Pages as source code -
════════════════════
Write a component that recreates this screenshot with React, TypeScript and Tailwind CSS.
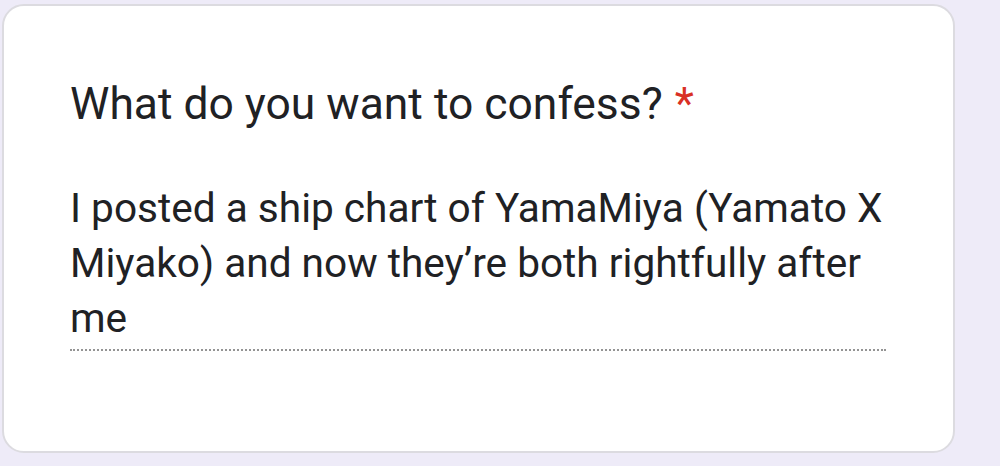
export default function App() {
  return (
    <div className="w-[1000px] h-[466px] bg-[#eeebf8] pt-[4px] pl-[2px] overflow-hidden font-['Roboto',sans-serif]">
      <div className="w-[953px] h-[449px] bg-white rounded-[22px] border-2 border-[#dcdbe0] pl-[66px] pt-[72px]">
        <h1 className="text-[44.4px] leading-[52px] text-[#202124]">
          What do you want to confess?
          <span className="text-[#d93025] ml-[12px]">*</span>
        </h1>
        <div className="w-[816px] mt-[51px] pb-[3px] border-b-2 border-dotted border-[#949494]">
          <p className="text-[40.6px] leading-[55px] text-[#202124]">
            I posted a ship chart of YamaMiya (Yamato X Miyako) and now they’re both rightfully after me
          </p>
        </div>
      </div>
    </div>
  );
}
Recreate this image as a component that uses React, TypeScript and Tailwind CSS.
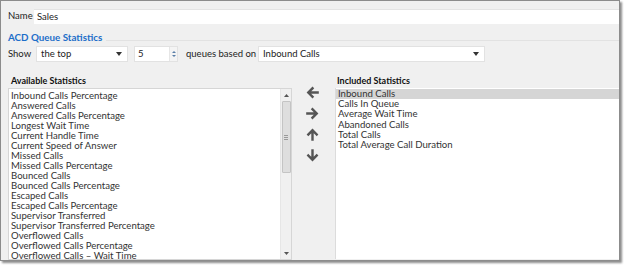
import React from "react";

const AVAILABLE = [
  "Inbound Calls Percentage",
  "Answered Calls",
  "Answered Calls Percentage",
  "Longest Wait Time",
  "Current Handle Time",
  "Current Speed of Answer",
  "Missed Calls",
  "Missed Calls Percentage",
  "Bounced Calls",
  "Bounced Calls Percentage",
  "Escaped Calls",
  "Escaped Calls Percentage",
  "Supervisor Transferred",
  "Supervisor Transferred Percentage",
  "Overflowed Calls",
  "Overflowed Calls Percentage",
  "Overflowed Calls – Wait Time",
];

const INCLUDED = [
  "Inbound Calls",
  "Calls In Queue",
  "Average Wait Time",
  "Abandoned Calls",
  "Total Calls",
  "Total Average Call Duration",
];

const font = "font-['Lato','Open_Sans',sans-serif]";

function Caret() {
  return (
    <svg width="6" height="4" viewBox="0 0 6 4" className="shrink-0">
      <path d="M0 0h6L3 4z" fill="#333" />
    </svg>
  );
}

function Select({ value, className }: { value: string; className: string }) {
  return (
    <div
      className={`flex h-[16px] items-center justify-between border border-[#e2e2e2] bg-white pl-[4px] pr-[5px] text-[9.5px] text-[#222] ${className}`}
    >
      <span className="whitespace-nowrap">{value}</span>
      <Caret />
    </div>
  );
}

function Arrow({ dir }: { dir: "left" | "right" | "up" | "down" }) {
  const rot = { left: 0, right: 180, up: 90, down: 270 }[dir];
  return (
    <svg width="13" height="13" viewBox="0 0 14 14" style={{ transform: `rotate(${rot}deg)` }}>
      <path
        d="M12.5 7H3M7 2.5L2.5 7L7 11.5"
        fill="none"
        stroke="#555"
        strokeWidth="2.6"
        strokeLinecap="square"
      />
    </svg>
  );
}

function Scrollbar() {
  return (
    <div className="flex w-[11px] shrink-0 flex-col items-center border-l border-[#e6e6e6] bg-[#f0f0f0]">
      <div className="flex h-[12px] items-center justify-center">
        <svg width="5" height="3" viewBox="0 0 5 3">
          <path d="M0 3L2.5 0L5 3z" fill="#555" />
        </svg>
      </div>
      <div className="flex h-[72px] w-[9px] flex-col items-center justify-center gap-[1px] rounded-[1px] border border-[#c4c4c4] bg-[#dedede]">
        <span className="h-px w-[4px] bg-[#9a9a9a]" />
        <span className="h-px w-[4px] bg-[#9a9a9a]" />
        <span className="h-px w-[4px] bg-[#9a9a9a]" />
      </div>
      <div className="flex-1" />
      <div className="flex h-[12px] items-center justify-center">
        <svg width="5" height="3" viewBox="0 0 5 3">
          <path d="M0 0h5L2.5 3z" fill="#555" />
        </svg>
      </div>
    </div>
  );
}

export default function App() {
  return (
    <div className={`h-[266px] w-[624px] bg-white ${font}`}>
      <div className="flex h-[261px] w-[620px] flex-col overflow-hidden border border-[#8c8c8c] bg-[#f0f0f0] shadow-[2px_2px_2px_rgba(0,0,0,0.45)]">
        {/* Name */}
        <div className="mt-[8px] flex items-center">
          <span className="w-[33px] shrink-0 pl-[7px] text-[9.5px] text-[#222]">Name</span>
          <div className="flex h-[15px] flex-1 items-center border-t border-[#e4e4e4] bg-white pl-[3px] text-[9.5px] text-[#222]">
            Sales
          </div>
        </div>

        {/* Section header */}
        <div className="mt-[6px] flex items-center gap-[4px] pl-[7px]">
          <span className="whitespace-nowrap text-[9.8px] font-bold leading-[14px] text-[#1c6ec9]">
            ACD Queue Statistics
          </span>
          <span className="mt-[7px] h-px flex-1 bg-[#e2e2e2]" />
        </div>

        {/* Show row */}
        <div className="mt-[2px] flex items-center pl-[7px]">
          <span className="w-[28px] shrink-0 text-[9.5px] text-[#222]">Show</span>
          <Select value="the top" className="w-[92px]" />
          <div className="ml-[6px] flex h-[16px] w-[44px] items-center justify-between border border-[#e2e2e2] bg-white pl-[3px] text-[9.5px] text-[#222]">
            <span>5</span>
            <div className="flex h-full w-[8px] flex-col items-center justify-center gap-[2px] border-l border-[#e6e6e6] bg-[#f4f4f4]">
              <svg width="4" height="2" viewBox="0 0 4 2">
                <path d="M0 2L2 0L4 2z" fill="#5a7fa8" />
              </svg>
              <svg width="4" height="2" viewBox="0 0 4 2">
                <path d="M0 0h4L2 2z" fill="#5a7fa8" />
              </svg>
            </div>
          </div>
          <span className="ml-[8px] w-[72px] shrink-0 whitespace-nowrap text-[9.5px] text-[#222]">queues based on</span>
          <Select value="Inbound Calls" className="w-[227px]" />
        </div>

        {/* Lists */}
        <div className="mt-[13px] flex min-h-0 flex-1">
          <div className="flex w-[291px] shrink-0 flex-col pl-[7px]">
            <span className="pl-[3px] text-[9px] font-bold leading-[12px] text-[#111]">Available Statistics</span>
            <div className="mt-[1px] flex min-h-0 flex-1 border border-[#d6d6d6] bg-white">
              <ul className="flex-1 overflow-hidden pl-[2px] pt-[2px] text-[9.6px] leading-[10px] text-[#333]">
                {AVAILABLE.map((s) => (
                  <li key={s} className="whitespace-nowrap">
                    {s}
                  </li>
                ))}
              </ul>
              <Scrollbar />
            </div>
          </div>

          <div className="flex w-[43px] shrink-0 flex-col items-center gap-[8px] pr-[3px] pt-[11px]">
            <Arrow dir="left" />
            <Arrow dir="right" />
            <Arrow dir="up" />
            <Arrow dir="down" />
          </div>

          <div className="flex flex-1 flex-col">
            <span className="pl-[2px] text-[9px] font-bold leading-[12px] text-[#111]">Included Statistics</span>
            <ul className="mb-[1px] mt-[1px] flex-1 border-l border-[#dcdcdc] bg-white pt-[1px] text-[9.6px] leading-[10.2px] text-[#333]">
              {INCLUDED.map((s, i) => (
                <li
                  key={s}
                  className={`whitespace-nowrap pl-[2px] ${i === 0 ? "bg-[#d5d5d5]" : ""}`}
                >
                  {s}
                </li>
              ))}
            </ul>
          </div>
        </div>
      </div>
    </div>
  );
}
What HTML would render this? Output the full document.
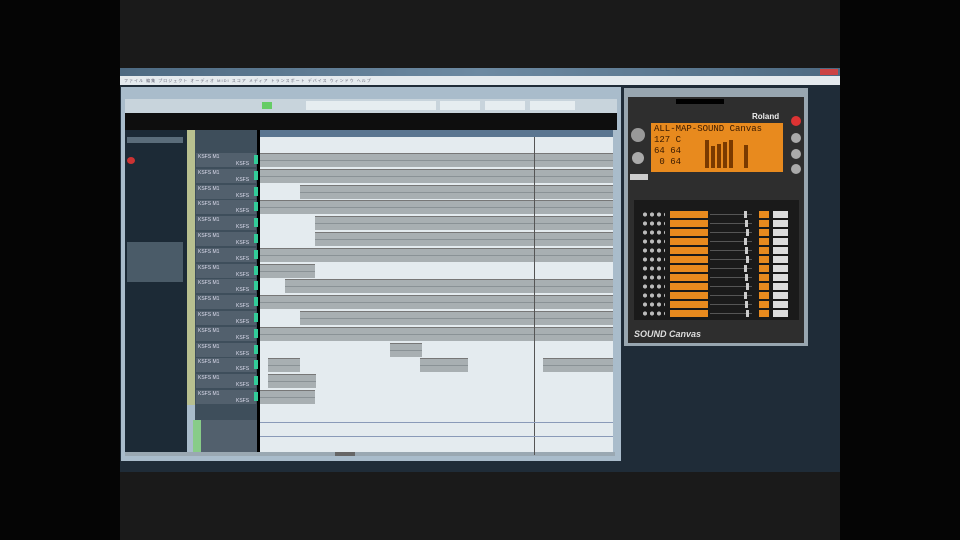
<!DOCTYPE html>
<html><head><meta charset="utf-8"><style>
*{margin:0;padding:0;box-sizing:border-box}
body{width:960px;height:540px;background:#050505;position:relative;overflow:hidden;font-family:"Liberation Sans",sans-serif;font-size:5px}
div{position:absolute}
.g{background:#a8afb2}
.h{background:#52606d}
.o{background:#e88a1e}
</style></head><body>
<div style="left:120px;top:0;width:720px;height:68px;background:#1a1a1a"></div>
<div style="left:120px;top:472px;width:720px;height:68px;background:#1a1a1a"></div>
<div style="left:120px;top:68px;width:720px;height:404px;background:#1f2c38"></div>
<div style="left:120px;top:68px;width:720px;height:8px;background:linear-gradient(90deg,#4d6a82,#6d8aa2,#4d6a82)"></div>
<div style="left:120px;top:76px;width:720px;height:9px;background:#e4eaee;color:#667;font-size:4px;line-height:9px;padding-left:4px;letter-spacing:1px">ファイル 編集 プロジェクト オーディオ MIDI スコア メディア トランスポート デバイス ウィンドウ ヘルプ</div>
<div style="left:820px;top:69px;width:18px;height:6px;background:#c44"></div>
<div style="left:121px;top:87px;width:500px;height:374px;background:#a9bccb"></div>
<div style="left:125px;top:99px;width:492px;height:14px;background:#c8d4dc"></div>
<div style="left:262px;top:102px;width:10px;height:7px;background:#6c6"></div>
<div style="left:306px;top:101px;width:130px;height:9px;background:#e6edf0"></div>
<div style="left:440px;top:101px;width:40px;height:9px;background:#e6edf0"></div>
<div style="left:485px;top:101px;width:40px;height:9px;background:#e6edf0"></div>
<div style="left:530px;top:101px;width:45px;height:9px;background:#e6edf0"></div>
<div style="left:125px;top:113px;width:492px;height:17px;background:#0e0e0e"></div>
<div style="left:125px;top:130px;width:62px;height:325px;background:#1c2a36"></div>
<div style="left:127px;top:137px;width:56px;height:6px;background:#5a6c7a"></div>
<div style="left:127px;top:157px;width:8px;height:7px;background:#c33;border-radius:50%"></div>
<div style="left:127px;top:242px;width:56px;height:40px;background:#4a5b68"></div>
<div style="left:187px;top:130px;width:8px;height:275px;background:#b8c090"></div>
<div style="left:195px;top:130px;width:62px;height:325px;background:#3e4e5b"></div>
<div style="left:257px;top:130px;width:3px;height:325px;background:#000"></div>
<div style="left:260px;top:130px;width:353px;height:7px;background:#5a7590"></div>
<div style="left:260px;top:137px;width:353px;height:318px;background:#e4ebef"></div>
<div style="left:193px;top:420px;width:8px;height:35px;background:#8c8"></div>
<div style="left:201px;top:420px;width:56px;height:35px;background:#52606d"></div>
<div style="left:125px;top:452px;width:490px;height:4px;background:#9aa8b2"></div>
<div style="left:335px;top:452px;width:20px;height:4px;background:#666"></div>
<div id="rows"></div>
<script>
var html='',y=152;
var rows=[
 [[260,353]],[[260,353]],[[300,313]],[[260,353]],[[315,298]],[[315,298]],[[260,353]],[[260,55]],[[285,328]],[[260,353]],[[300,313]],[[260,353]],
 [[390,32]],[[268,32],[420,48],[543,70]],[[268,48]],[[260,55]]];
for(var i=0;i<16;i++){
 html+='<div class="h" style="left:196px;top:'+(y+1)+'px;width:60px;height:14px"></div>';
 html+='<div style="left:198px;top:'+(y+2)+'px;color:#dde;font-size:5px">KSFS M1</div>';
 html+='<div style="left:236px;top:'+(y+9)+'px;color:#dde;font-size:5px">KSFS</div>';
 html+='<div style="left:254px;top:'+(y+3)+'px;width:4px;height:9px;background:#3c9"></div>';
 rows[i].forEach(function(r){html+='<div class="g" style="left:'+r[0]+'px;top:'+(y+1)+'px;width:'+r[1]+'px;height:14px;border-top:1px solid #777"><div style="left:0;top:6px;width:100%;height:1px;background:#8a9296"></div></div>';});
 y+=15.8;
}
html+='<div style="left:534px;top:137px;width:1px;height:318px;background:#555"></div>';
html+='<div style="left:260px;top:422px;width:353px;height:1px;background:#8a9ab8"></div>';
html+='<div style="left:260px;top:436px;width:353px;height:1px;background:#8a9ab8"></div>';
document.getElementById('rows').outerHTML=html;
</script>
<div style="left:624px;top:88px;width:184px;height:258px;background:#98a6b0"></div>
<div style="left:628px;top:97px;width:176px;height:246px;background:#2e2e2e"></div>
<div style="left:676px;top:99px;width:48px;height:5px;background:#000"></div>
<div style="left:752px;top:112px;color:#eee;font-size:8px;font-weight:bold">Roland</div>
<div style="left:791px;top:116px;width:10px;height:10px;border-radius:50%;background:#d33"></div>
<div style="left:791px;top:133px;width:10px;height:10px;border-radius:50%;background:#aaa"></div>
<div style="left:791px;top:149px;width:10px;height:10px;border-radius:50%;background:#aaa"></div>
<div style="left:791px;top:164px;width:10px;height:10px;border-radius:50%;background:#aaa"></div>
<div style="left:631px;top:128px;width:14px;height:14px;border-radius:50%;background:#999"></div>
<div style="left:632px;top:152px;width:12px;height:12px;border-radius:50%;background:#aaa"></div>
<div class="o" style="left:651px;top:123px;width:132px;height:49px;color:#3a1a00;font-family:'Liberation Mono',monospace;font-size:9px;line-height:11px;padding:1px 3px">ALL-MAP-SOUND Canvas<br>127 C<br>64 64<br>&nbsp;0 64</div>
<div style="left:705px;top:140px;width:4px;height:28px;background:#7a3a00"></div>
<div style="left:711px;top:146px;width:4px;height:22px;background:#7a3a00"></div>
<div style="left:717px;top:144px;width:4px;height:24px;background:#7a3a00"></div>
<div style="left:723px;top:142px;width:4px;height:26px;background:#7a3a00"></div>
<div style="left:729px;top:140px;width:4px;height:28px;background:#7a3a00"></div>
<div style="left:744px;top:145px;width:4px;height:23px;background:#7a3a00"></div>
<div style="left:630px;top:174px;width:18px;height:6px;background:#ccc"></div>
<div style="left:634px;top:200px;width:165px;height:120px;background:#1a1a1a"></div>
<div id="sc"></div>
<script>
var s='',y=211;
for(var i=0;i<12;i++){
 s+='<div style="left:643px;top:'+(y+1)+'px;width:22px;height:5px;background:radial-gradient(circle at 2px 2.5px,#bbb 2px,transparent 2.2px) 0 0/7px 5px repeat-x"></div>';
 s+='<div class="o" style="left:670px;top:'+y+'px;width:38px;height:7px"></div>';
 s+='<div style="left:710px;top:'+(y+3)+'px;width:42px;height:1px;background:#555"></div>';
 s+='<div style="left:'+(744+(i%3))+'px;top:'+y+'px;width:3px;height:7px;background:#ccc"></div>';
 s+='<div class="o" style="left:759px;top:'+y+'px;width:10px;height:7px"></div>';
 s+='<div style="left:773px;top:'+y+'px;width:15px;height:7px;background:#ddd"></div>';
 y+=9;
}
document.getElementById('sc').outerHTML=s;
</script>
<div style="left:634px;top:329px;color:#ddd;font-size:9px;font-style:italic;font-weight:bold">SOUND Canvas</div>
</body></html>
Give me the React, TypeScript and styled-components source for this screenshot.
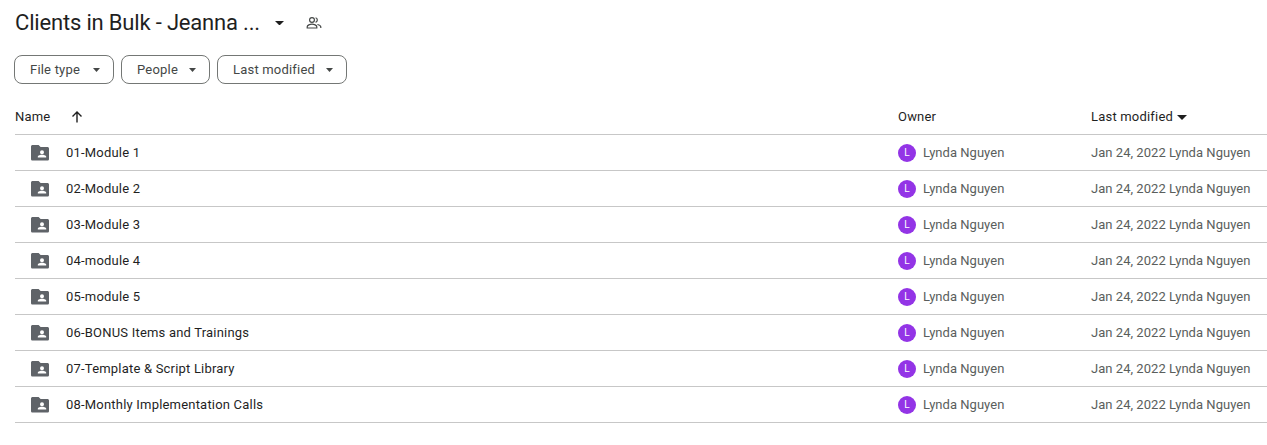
════════════════════
What you will do - Find and copy every line in the entries above where the string "React" occurs.

Written solution -
Write a component that recreates this screenshot with React, TypeScript and Tailwind CSS.
Recreate this image as a component that uses React, TypeScript and Tailwind CSS.
import React from "react";
Give me the React, TypeScript and styled-components source for this screenshot.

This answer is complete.